This is the fourth installment of the Nail Your Interview for a Teaching Position series.

To recap, I’m an Assistant Principal at a middle school, and part of my job is hiring new teachers. I take this responsibility very seriously, since every teacher on my staff has an effect on the quality of education my students receive.

Recently, I had the opportunity to be on a panel interviewing for a couple of open teaching positions at my school, and I was a little surprised at how many of the candidates were unprepared for the interview.

That is why I decided to write this series of posts. I want to help prospective teachers be better prepared for the interview. It also serves to remind all teachers of the qualities that they need to have to be successful.
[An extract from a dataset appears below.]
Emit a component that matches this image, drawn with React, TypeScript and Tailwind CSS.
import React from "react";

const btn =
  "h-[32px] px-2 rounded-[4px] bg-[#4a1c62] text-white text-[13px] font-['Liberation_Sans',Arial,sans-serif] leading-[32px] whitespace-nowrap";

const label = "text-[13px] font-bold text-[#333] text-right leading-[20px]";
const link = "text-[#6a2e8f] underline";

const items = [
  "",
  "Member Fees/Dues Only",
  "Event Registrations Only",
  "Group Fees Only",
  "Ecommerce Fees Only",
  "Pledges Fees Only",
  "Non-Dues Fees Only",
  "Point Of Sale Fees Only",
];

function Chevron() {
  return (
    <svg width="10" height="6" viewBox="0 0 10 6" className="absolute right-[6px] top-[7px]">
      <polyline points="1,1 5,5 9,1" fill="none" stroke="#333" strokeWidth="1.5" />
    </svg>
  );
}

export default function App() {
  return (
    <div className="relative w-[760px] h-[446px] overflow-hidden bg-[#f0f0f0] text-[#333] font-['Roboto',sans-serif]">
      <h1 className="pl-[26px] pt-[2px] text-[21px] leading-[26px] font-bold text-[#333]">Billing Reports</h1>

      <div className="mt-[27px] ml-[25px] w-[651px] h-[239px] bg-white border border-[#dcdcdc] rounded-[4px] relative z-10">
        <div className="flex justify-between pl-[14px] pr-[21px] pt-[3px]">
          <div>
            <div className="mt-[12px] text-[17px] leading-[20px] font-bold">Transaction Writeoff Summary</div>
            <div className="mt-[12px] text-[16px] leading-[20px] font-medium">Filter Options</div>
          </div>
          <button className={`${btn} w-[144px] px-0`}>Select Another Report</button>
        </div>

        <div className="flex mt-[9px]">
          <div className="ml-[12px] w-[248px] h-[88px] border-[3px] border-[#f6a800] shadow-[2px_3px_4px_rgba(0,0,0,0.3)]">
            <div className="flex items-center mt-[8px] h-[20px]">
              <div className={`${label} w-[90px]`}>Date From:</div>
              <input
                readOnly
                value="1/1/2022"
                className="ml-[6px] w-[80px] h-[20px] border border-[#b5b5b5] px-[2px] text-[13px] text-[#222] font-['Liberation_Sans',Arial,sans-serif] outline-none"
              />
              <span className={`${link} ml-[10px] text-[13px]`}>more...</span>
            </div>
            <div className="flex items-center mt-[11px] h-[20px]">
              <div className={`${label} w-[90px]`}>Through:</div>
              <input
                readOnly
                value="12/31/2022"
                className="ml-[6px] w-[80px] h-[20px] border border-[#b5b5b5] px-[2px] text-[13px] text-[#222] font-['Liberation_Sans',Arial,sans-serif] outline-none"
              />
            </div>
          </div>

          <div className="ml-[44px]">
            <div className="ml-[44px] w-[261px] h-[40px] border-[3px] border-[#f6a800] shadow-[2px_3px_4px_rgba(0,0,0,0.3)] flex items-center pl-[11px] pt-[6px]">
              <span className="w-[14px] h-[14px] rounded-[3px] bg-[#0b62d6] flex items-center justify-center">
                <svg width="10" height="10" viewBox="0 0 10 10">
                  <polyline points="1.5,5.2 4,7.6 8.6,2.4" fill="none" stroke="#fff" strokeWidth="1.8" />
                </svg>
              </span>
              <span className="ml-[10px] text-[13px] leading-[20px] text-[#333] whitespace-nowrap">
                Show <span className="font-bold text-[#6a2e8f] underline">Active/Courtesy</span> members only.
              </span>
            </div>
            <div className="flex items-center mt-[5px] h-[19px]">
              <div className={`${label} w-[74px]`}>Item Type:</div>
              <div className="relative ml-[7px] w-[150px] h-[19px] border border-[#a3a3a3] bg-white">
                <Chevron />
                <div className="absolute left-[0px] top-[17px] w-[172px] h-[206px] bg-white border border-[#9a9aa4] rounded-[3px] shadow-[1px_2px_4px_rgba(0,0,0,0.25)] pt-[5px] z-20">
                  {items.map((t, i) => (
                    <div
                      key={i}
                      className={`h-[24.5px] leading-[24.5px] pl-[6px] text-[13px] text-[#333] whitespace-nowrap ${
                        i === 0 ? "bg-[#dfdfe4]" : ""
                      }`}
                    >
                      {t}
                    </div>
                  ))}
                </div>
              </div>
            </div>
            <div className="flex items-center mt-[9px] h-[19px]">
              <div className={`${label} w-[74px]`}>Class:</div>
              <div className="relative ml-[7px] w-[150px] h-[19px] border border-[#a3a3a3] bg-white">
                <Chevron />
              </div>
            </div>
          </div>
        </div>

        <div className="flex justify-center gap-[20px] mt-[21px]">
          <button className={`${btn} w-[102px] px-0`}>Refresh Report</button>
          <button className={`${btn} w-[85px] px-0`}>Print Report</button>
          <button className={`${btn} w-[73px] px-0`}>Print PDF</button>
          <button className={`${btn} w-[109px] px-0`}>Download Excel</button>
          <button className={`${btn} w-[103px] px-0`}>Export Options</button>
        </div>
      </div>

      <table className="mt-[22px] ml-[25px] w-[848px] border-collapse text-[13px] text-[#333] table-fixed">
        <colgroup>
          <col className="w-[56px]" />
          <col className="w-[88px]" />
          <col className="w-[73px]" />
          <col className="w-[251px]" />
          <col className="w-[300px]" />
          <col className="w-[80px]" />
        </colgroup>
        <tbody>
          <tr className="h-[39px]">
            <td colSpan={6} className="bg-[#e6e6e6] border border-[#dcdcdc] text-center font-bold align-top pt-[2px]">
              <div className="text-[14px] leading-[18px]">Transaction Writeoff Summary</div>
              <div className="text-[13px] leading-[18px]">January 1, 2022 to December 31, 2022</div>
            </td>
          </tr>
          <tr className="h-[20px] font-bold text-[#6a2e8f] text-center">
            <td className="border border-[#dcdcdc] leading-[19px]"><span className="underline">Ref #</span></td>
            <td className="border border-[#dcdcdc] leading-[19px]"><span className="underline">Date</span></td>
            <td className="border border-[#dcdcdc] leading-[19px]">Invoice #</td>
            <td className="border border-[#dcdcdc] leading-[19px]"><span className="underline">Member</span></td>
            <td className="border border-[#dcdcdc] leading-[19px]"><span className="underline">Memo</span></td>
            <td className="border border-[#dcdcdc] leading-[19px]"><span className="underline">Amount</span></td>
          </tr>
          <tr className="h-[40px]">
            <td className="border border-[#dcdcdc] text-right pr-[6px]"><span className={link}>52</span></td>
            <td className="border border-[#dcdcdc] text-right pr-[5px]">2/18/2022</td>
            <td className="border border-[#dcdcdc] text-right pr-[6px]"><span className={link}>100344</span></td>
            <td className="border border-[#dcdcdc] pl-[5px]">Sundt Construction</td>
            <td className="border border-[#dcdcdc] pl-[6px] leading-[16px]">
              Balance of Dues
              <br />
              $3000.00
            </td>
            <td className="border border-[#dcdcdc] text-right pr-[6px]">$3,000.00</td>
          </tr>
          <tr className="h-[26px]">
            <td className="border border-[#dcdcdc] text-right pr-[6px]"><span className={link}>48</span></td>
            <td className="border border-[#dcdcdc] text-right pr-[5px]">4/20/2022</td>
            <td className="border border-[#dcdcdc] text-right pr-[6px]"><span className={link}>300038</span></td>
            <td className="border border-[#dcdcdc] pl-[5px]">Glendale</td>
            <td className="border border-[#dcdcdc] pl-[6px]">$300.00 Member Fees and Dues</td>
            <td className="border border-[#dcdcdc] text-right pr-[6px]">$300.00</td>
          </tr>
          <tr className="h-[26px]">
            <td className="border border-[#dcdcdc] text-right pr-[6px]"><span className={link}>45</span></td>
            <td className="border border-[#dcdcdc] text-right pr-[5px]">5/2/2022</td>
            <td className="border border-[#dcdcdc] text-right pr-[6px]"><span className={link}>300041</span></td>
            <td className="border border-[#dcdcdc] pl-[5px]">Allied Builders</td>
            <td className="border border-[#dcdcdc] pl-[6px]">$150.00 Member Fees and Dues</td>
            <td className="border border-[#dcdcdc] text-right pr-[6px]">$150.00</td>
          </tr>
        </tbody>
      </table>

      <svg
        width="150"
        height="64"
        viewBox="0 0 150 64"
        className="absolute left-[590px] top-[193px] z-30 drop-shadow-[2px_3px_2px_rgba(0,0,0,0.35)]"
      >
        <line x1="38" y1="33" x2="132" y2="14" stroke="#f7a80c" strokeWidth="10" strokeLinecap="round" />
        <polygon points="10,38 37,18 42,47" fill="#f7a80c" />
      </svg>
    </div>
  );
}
The first Nail in the series, Focus on Building Positive Relationships, can be found here.

The second Nail, Know Your Common Core, is here.

The third Nail, Creativity in Lesson Planning, can be found here.
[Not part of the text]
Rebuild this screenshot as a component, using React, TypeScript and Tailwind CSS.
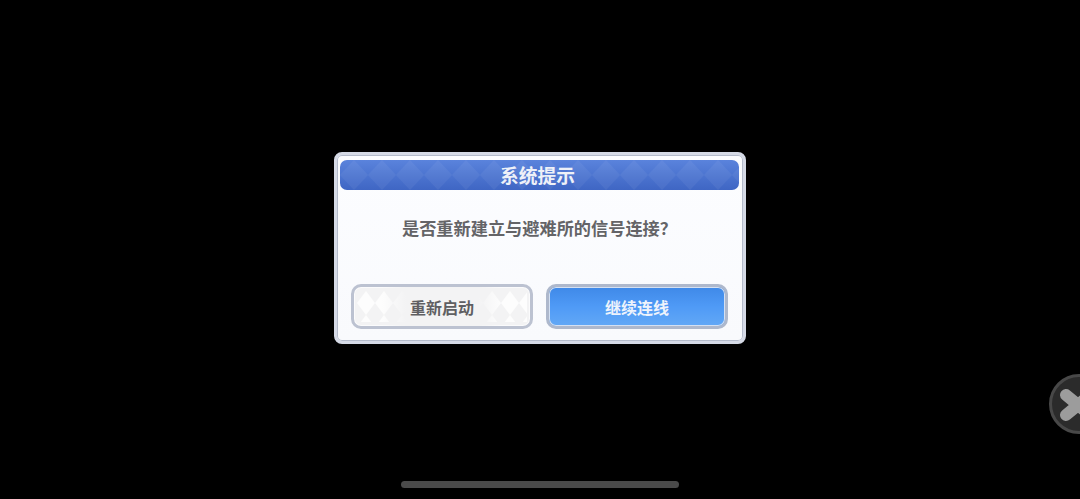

The fourth Nail in our series is:

Have a Strategy for Parent Communication.

There will definitely be a question on involving parents in your interview. It’s important that you create a strategy in which you will communicate consistently with parents.

Here are some ideas:

  1. Update your grades often. Many schools have an online grading program where parents can see their child’s progress from their computer or smart phone. Make sure you are posting grades at least every two weeks. If there is no online access to grades for parents, make sure you send home progress reports with the students. Most parents want to participate in their child’s education.
  2. Check grades often. Identify those students who are falling behind early, and contact parents. Make the phone call. Use email as a back-up.
  3. Invite parents to sign up for This is a free service that will send a text to the parents who are enrolled alerting them to upcoming projects, tests, etc.
  4. Make positive phone calls home. Most parents are used to getting phone calls from the teacher that are negative. Do your best to make as many positive phone calls. I know there is not a lot of time left over in a teacher’s day to make these calls, but they are valuable communication tools.
  5. Give parents your email address and check your email often. On your First Day Letter (the letter you send home with students on the first day of school with your syllabus), make sure you include your email address, so parents can contact you if they have a questions. Reply to all emails as soon as possible. Do not let a parent’s email go unanswered for more than a couple of hours. Most parents won’t abuse email. (Notice I said “Most parents.”)
  6. Get the email addresses from the parents of your students. This is so important. Many email addresses in the school’s database are outdated or just incorrect. Create a form that you send home with students that asks for the current email address of the parent or guardian. When the phone call goes to voicemail, you can follow up with an email address, and you can be pretty confident that your message with get through.
  7. Have a strategy for communicating with parents who don’t speak English. In fact, this is a good question to ask the panel. What resources does the school have to help teachers communicate to parents who speak another language? Most districts will have a department where you can have your letters home translated into other languages. You want to be able to involve ALL parents in the education of your students.
  8. Another idea is to have a Homework Blog where you post what is for homework on a daily basis. Either you can update it daily (which might be tough) or you can have a student do it. I wrote a blog post about it a few years ago. Check it out here.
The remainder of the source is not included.